Return each line of the listing that contains the string "React".

■ Records to use
######

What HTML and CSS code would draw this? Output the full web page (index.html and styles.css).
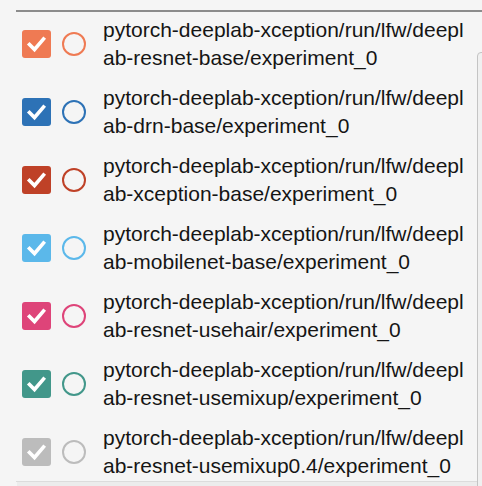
FILE: index.html
```html
<!DOCTYPE html>
<html>
<head>
<meta charset="utf-8">
<link rel="stylesheet" href="styles.css">
</head>
<body>
<div class="panel">
  <div class="divider"></div>
  <div class="viewport">
    <div class="rows">
      <div class="row" style="--c:#ef7a53">
        <span class="check"><svg viewBox="0 0 29 28" width="29" height="28"><path d="M7.5 14.5 L12.5 19.5 L21.5 9" fill="none" stroke="#fff" stroke-width="3.6" stroke-linecap="square"/></svg></span>
        <span class="radio"></span>
        <span class="name">pytorch-deeplab-xception/run/lfw/deeplab-resnet-base/experiment_0</span>
      </div>
      <div class="row" style="--c:#2d72b6">
        <span class="check"><svg viewBox="0 0 29 28" width="29" height="28"><path d="M7.5 14.5 L12.5 19.5 L21.5 9" fill="none" stroke="#fff" stroke-width="3.6" stroke-linecap="square"/></svg></span>
        <span class="radio"></span>
        <span class="name">pytorch-deeplab-xception/run/lfw/deeplab-drn-base/experiment_0</span>
      </div>
      <div class="row" style="--c:#bf4127">
        <span class="check"><svg viewBox="0 0 29 28" width="29" height="28"><path d="M7.5 14.5 L12.5 19.5 L21.5 9" fill="none" stroke="#fff" stroke-width="3.6" stroke-linecap="square"/></svg></span>
        <span class="radio"></span>
        <span class="name">pytorch-deeplab-xception/run/lfw/deeplab-xception-base/experiment_0</span>
      </div>
      <div class="row" style="--c:#5bb8ea">
        <span class="check"><svg viewBox="0 0 29 28" width="29" height="28"><path d="M7.5 14.5 L12.5 19.5 L21.5 9" fill="none" stroke="#fff" stroke-width="3.6" stroke-linecap="square"/></svg></span>
        <span class="radio"></span>
        <span class="name">pytorch-deeplab-xception/run/lfw/deeplab-mobilenet-base/experiment_0</span>
      </div>
      <div class="row" style="--c:#de4479">
        <span class="check"><svg viewBox="0 0 29 28" width="29" height="28"><path d="M7.5 14.5 L12.5 19.5 L21.5 9" fill="none" stroke="#fff" stroke-width="3.6" stroke-linecap="square"/></svg></span>
        <span class="radio"></span>
        <span class="name">pytorch-deeplab-xception/run/lfw/deeplab-resnet-usehair/experiment_0</span>
      </div>
      <div class="row" style="--c:#42978a">
        <span class="check"><svg viewBox="0 0 29 28" width="29" height="28"><path d="M7.5 14.5 L12.5 19.5 L21.5 9" fill="none" stroke="#fff" stroke-width="3.6" stroke-linecap="square"/></svg></span>
        <span class="radio"></span>
        <span class="name">pytorch-deeplab-xception/run/lfw/deeplab-resnet-usemixup/experiment_0</span>
      </div>
      <div class="row" style="--c:#bcbcbc">
        <span class="check"><svg viewBox="0 0 29 28" width="29" height="28"><path d="M7.5 14.5 L12.5 19.5 L21.5 9" fill="none" stroke="#fff" stroke-width="3.6" stroke-linecap="square"/></svg></span>
        <span class="radio"></span>
        <span class="name">pytorch-deeplab-xception/run/lfw/deeplab-resnet-usemixup0.4/experiment_0</span>
      </div>
    </div>
  </div>
  <div class="hscroll"></div>
  <div class="vthumb"></div>
</div>
</body>
</html>
```
FILE: styles.css
```css
html, body {
  margin: 0;
  padding: 0;
  background: #f5f5f5;
}
body {
  font-family: "Liberation Sans", Arial, Helvetica, sans-serif;
  color: #151515;
  width: 482px;
  height: 486px;
  overflow: hidden;
}
.panel {
  position: relative;
  padding-left: 16px;
  height: 486px;
  box-sizing: border-box;
}
.divider {
  margin-top: 10px;
  height: 2px;
  background: #8c8c8c;
}
.viewport {
  margin-top: 11px;
  height: 458px;
  overflow: hidden;
  border-bottom: 1px solid #dcdcdc;
}
.rows {
  margin-top: -7px;
  display: flex;
  flex-direction: column;
  gap: 12px;
}
.row {
  display: flex;
  align-items: center;
  height: 56px;
  padding-left: 6px;
}
.check {
  flex: none;
  width: 29px;
  height: 28px;
  border-radius: 3px;
  background: var(--c);
  display: flex;
}
.radio {
  flex: none;
  width: 20px;
  height: 20px;
  border: 2px solid var(--c);
  border-radius: 50%;
  margin-left: 11px;
}
.name {
  margin-left: 17px;
  width: 370px;
  font-size: 21px;
  line-height: 28px;
  word-break: break-all;
}
.hscroll {
  height: 4px;
  background: #ececec;
  margin-left: 1px;
}
.vthumb {
  position: absolute;
  left: 477px;
  top: 42px;
  width: 10px;
  height: 438px;
  background: #f0f0f0;
  border: 1px solid #c4c4c4;
  border-radius: 4px 0 0 0;
}
```
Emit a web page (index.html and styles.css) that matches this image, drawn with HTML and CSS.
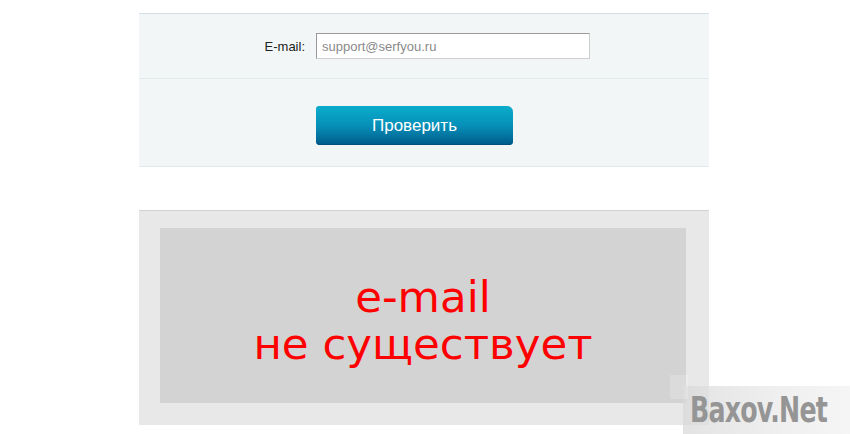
FILE: index.html
```html
<!DOCTYPE html>
<html lang="ru">
<head>
	<meta charset="UTF-8">
	<title>Проверка e-mail</title>
	<link rel="stylesheet" href="styles.css">
</head>
<body>
	<div class="page">
		<div class="check-form">
			<div class="form-row">
				<label class="form-label" for="email">E-mail:</label>
				<input class="form-input" id="email" type="text" placeholder="support@serfyou.ru">
			</div>
			<div class="form-row form-row-btn">
				<span></span>
				<button class="check-btn" type="button">Проверить</button>
			</div>
		</div>
		<div class="result">
			<div class="result-box">
				<p>e-mail<br>не существует</p>
			</div>
		</div>
	</div>
	<div class="watermark">
		<span class="wm-square"></span>
		<span class="wm-text">Baxov.Net</span>
	</div>
</body>
</html>
```

FILE: styles.css
```css
*{
	margin: 0;
	padding: 0;
	box-sizing: border-box;
}
body{
	background: #fff;
	font-family: "Liberation Sans", Arial, sans-serif;
	width: 850px;
	height: 434px;
	overflow: hidden;
	position: relative;
}
.page{
	width: 570px;
	margin-left: 139px;
	padding-top: 13px;
}
.check-form{
	background: #f2f6f7;
	border-top: 1px solid #d4dfe4;
	border-bottom: 1px solid #e2e9ec;
}
.form-row{
	display: grid;
	grid-template-columns: 166px 274px;
	column-gap: 11px;
	align-items: center;
	height: 64px;
}
.form-label{
	text-align: right;
	font-size: 13px;
	color: #222;
}
.form-input{
	height: 26px;
	border: 1px solid #cfcfcf;
	border-top-color: #9a9a9a;
	border-left-color: #9a9a9a;
	padding: 0 5px;
	font-family: "Liberation Sans", Arial, sans-serif;
	font-size: 13px;
	color: #333;
	background: #fff;
	outline: none;
}
.form-input::placeholder{
	color: #8a8a8a;
}
.form-row-btn{
	height: 88px;
	border-top: 1px solid #e2e9ec;
	grid-template-columns: 166px 197px;
	align-items: start;
	padding-top: 27px;
}
.check-btn{
	height: 39px;
	border: none;
	border-radius: 3px 6px 4px 4px;
	background: linear-gradient(to bottom, #0aaccc 0%, #0690b8 50%, #005b8c 100%);
	box-shadow: inset 0 -1px 0 #004f7c;
	color: #fff;
	font-family: "Liberation Sans", Arial, sans-serif;
	font-size: 17px;
	cursor: pointer;
}
.result{
	margin-top: 43px;
	background: #e8e8e8;
	border-top: 1px solid #d2d2d2;
	padding: 17px 23px 22px 21px;
}
.result-box{
	height: 175px;
	background: #d3d3d3;
	display: flex;
	align-items: center;
	justify-content: center;
}
.result-box p{
	font-family: "DejaVu Sans", Verdana, sans-serif;
	font-size: 43.5px;
	line-height: 47px;
	color: #ff0000;
	text-align: center;
	padding-top: 10px;
}
.watermark{
	position: absolute;
	right: 0;
	bottom: 0;
	width: 167px;
	height: 48px;
	background: linear-gradient(to right, rgba(215,215,215,0.7) 0%, rgba(238,238,238,0.9) 60%, rgba(244,244,244,0.9) 100%);
}
.wm-square{
	position: absolute;
	left: -13px;
	top: -11px;
	width: 18px;
	height: 24px;
	background: rgba(255,255,255,0.2);
}
.wm-text{
	position: absolute;
	left: 7px;
	top: 9px;
	font-family: "DejaVu Sans Condensed", "Liberation Sans", sans-serif;
	font-weight: bold;
	font-size: 36px;
	line-height: 30px;
	letter-spacing: -1px;
	color: #959595;
	transform: scaleX(0.78);
	transform-origin: left center;
	white-space: nowrap;
}
```
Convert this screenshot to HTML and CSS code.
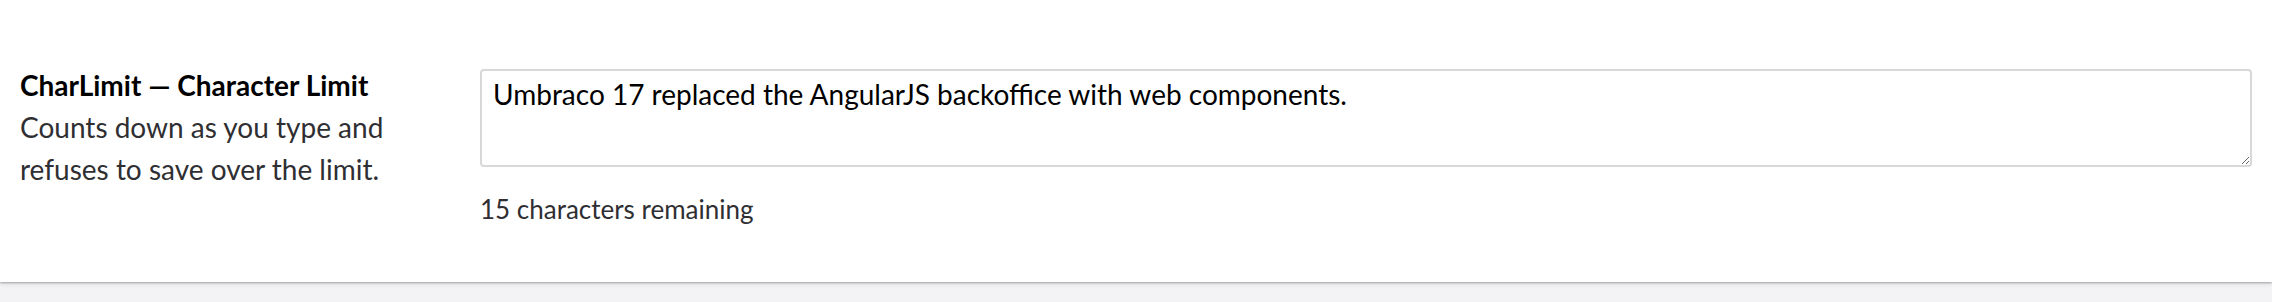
FILE: index.html
```html
<!DOCTYPE html>
<html lang="en">
<head>
<meta charset="utf-8">
<title>CharLimit</title>
<link rel="stylesheet" href="styles.css">
</head>
<body>
<div class="panel">
  <div class="row">
    <div class="label-col">
      <div class="label">CharLimit — Character Limit</div>
      <div class="desc">Counts down as you type and refuses to save over the limit.</div>
    </div>
    <div class="editor-col">
      <textarea class="input">Umbraco 17 replaced the AngularJS backoffice with web components.</textarea>
      <div class="helper">15 characters remaining</div>
    </div>
  </div>
</div>
</body>
</html>
```
FILE: styles.css
```css
html, body {
  margin: 0;
  padding: 0;
}
body {
  background: #f3f3f5;
  font-family: Lato, "Noto Sans", sans-serif;
  height: 302px;
  overflow: hidden;
}
.panel {
  background: #ffffff;
  height: 282px;
  box-sizing: border-box;
  padding: 64px 20px 0 20px;
  box-shadow: 0 1px 2px rgba(0,0,0,0.3), 0 2px 6px rgba(0,0,0,0.08);
}
.row {
  display: grid;
  grid-template-columns: 440px 1fr;
  column-gap: 20px;
}
.label {
  font-weight: 700;
  font-size: 28px;
  line-height: 42px;
  color: #000000;
}
.desc {
  font-size: 28px;
  line-height: 42px;
  color: #2f2f33;
}
.editor-col {
  display: flex;
  flex-direction: column;
}
.input {
  margin: 5px 0 0 0;
  height: 98px;
  box-sizing: border-box;
  width: 100%;
  border: 2px solid #d8d8d8;
  border-radius: 4px;
  padding: 7px 11px;
  font-family: Lato, "Noto Sans", sans-serif;
  font-size: 28px;
  line-height: 32px;
  color: #000000;
  resize: vertical;
}
.helper {
  margin-top: 26px;
  font-size: 26px;
  line-height: 32px;
  color: #2f2f33;
}
```
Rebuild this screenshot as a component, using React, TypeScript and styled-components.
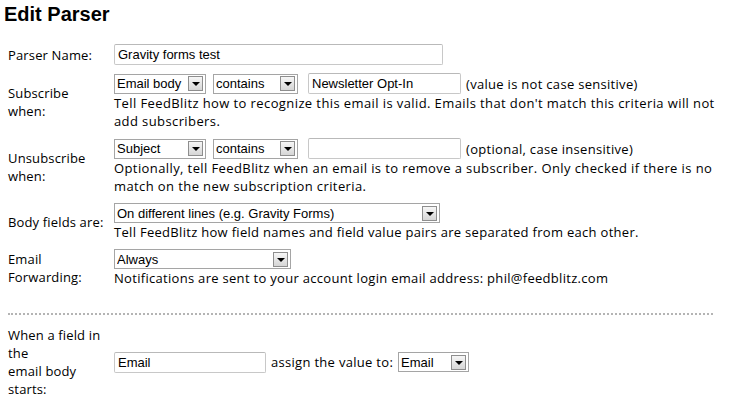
import React from "react";
import styled, { createGlobalStyle } from "styled-components";

const GlobalStyle = createGlobalStyle`
  body {
    margin: 0;
    background: #fff;
    color: #000;
    font-family: "Open Sans", "DejaVu Sans", sans-serif;
  }
`;

const Page = styled.div`
  width: 735px;
  height: 401px;
  overflow: hidden;
`;

const Title = styled.h1`
  margin: 0;
  padding-left: 4px;
  font-family: "Liberation Sans", Arial, sans-serif;
  font-size: 20px;
  font-weight: bold;
  line-height: 28px;
`;

const Form = styled.div`
  display: grid;
  grid-template-columns: 106px 1fr;
  row-gap: 8px;
  align-items: center;
  margin-top: 16px;
  padding-left: 8px;
`;

const Label = styled.div`
  font-size: 13px;
  line-height: 18px;
  letter-spacing: 0.15px;
`;

const Field = styled.div`
  display: flex;
  flex-direction: column;
  align-items: flex-start;
`;

const Controls = styled.div`
  display: flex;
  align-items: center;
  gap: 7px;
`;

const Help = styled.div<{ $spacing?: number }>`
  font-size: 13px;
  line-height: 18px;
  letter-spacing: ${(p) => p.$spacing ?? 0.4}px;
  white-space: nowrap;
`;

const Note = styled.span<{ $shift?: number }>`
  font-size: 13px;
  line-height: 18px;
  letter-spacing: 0.3px;
  white-space: nowrap;
  margin-left: ${(p) => p.$shift ?? 0}px;
`;

const TextInput = styled.input<{ $width: number; $shift?: number }>`
  box-sizing: border-box;
  width: ${(p) => p.$width}px;
  height: 21px;
  margin: 0 0 0 ${(p) => p.$shift ?? 0}px;
  padding: 0 3px;
  border: 1px solid #c8c8c8;
  border-top-color: #b9b9b9;
  border-radius: 2px;
  font-family: "Liberation Sans", Arial, sans-serif;
  font-size: 13px;
  color: #000;
  background: #fff;
  outline: none;
`;

const SelectBox = styled.div<{ $width: number; $shift?: number }>`
  box-sizing: border-box;
  display: flex;
  align-items: center;
  width: ${(p) => p.$width}px;
  height: 20px;
  margin-left: ${(p) => p.$shift ?? 0}px;
  border: 1px solid #a5a5a5;
  background: #fff;
  padding-right: 2px;
`;

const NativeSelect = styled.select`
  flex: 1;
  min-width: 0;
  height: 100%;
  appearance: none;
  -webkit-appearance: none;
  border: none;
  background: transparent;
  padding: 0 0 0 2px;
  margin: 0;
  font-family: "Liberation Sans", Arial, sans-serif;
  font-size: 13px;
  color: #000;
  outline: none;
`;

const ArrowButton = styled.span`
  box-sizing: border-box;
  display: flex;
  align-items: center;
  justify-content: center;
  width: 15px;
  height: 15px;
  border: 1px solid #8e8e8e;
  background: linear-gradient(#f6f6f6, #d6d6d6);

  &::after {
    content: "";
    border-left: 4px solid transparent;
    border-right: 4px solid transparent;
    border-top: 4px solid #000;
    margin-top: 1px;
  }
`;

const Divider = styled.div`
  grid-column: 1 / -1;
  height: 0;
  border-top: 2px dotted #b4b4b4;
  margin: 18px 22px 3px 0;
`;

type SelectProps = { width: number; value: string; options: string[]; shift?: number };

const Select: React.FC<SelectProps> = ({ width, value, options, shift }) => (
  <SelectBox $width={width} $shift={shift}>
    <NativeSelect defaultValue={value}>
      {options.map((o) => (
        <option key={o}>{o}</option>
      ))}
    </NativeSelect>
    <ArrowButton />
  </SelectBox>
);

const App: React.FC = () => {
  return (
    <Page>
      <GlobalStyle />
      <Title>Edit Parser</Title>

      <Form>
        <Label>Parser Name:</Label>
        <Field>
          <TextInput $width={329} defaultValue="Gravity forms test" />
        </Field>

        <Label>
          Subscribe
          <br />
          when:
        </Label>
        <Field>
          <Controls>
            <Select width={92} value="Email body" options={["Email body", "Subject", "From"]} />
            <Select width={85} value="contains" options={["contains", "starts with", "equals"]} />
            <TextInput $width={153} $shift={3} defaultValue="Newsletter Opt-In" />
            <Note $shift={-2}>(value is not case sensitive)</Note>
          </Controls>
          <Help>
            Tell FeedBlitz how to recognize this email is valid. Emails that don't match this criteria will not
            <br />
            add subscribers.
          </Help>
        </Field>

        <Label>
          Unsubscribe
          <br />
          when:
        </Label>
        <Field>
          <Controls>
            <Select width={92} value="Subject" options={["Email body", "Subject", "From"]} />
            <Select width={85} value="contains" options={["contains", "starts with", "equals"]} />
            <TextInput $width={153} $shift={3} defaultValue="" />
            <Note $shift={-2}>(optional, case insensitive)</Note>
          </Controls>
          <Help>
            Optionally, tell FeedBlitz when an email is to remove a subscriber. Only checked if there is no
            <br />
            match on the new subscription criteria.
          </Help>
        </Field>

        <Label>Body fields are:</Label>
        <Field>
          <Select
            width={326}
            value="On different lines (e.g. Gravity Forms)"
            options={["On different lines (e.g. Gravity Forms)", "On the same line"]}
          />
          <Help $spacing={0.3}>Tell FeedBlitz how field names and field value pairs are separated from each other.</Help>
        </Field>

        <Label>
          Email
          <br />
          Forwarding:
        </Label>
        <Field>
          <Select width={177} value="Always" options={["Always", "Never"]} />
          <Help $spacing={0.3}>Notifications are sent to your account login email address: phil@feedblitz.com</Help>
        </Field>

        <Divider />

        <Label>
          When a field in
          <br />
          the
          <br />
          email body
          <br />
          starts:
        </Label>
        <Field>
          <Controls>
            <TextInput $width={152} defaultValue="Email" />
            <Note $shift={-2}>assign the value to:</Note>
            <Select width={71} value="Email" options={["Email", "Name"]} shift={-2} />
          </Controls>
        </Field>
      </Form>
    </Page>
  );
};

export default App;
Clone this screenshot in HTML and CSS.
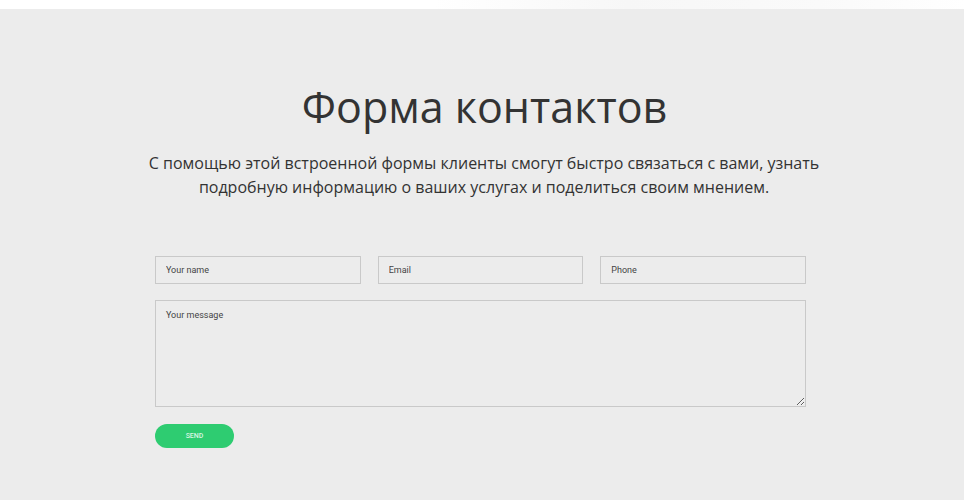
FILE: index.html
```html
<!DOCTYPE html>
<html lang="ru">
<head>
    <meta charset="UTF-8">
    <meta name="viewport" content="width=device-width, initial-scale=1.0">
    <title>Форма контактов</title>
    <link rel="stylesheet" href="styles.css">
</head>
<body>
    <div class="topbar"></div>
    <section class="contacts">
        <h1 class="title">Форма контактов</h1>
        <p class="lead">С помощью этой встроенной формы клиенты смогут быстро связаться с вами, узнать подробную информацию о ваших услугах и поделиться своим мнением.</p>
        <form class="form">
            <div class="row">
                <input class="field" type="text" placeholder="Your name">
                <input class="field" type="email" placeholder="Email">
                <input class="field" type="tel" placeholder="Phone">
            </div>
            <textarea class="field message" placeholder="Your message"></textarea>
            <button class="send" type="button">SEND</button>
        </form>
    </section>
</body>
</html>
```

FILE: styles.css
```css
body{
    margin: 0;
    padding: 0;
    background-color: #ffffff;
    font-family: "Open Sans", "Noto Sans", sans-serif;
    color: #333;
}
.topbar{
    height: 9px;
    background: linear-gradient(90deg, #fff 45%, #f7f7f7 65%, #fafafa 85%, #fff 100%);
}
.contacts{
    background-color: #ececec;
    height: 491px;
    margin-right: 1px;
    padding-top: 72px;
    box-sizing: border-box;
    text-align: center;
}
.title{
    margin: 0 0 0 5px;
    font-size: 43px;
    font-weight: 400;
    line-height: 52px;
    color: #333;
}
.lead{
    width: 690px;
    margin: 18px auto 0;
    padding-left: 4px;
    font-size: 16px;
    line-height: 24px;
    color: #333;
}
.form{
    width: 651px;
    margin: 57px 0 0 calc(50% - 327px);
    text-align: left;
}
.row{
    display: flex;
    gap: 17px;
    margin-bottom: 16px;
}
.field{
    flex: 1;
    box-sizing: border-box;
    height: 28px;
    padding: 0 10px;
    border: 1px solid #c9c9c9;
    background: #ececec;
    font-family: Roboto, sans-serif;
    font-size: 9px;
    color: #444;
    outline: none;
}
.field::placeholder{
    color: #444;
}
.message{
    display: block;
    width: 100%;
    height: 107px;
    padding-top: 9px;
    resize: vertical;
}
.send{
    display: block;
    margin-top: 17px;
    width: 79px;
    height: 24px;
    border: none;
    border-radius: 12px;
    background-color: #2ecc71;
    color: #d8f5e3;
    font-family: Roboto, sans-serif;
    font-size: 7px;
    font-weight: 500;
    cursor: pointer;
}
```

######

■ Completed exercise
Rebuild this screenshot as a component, using React, TypeScript and styled-components.
import React from "react";
const Select: React.FC<SelectProps> = ({ width, value, options, shift }) => (
const App: React.FC = () => {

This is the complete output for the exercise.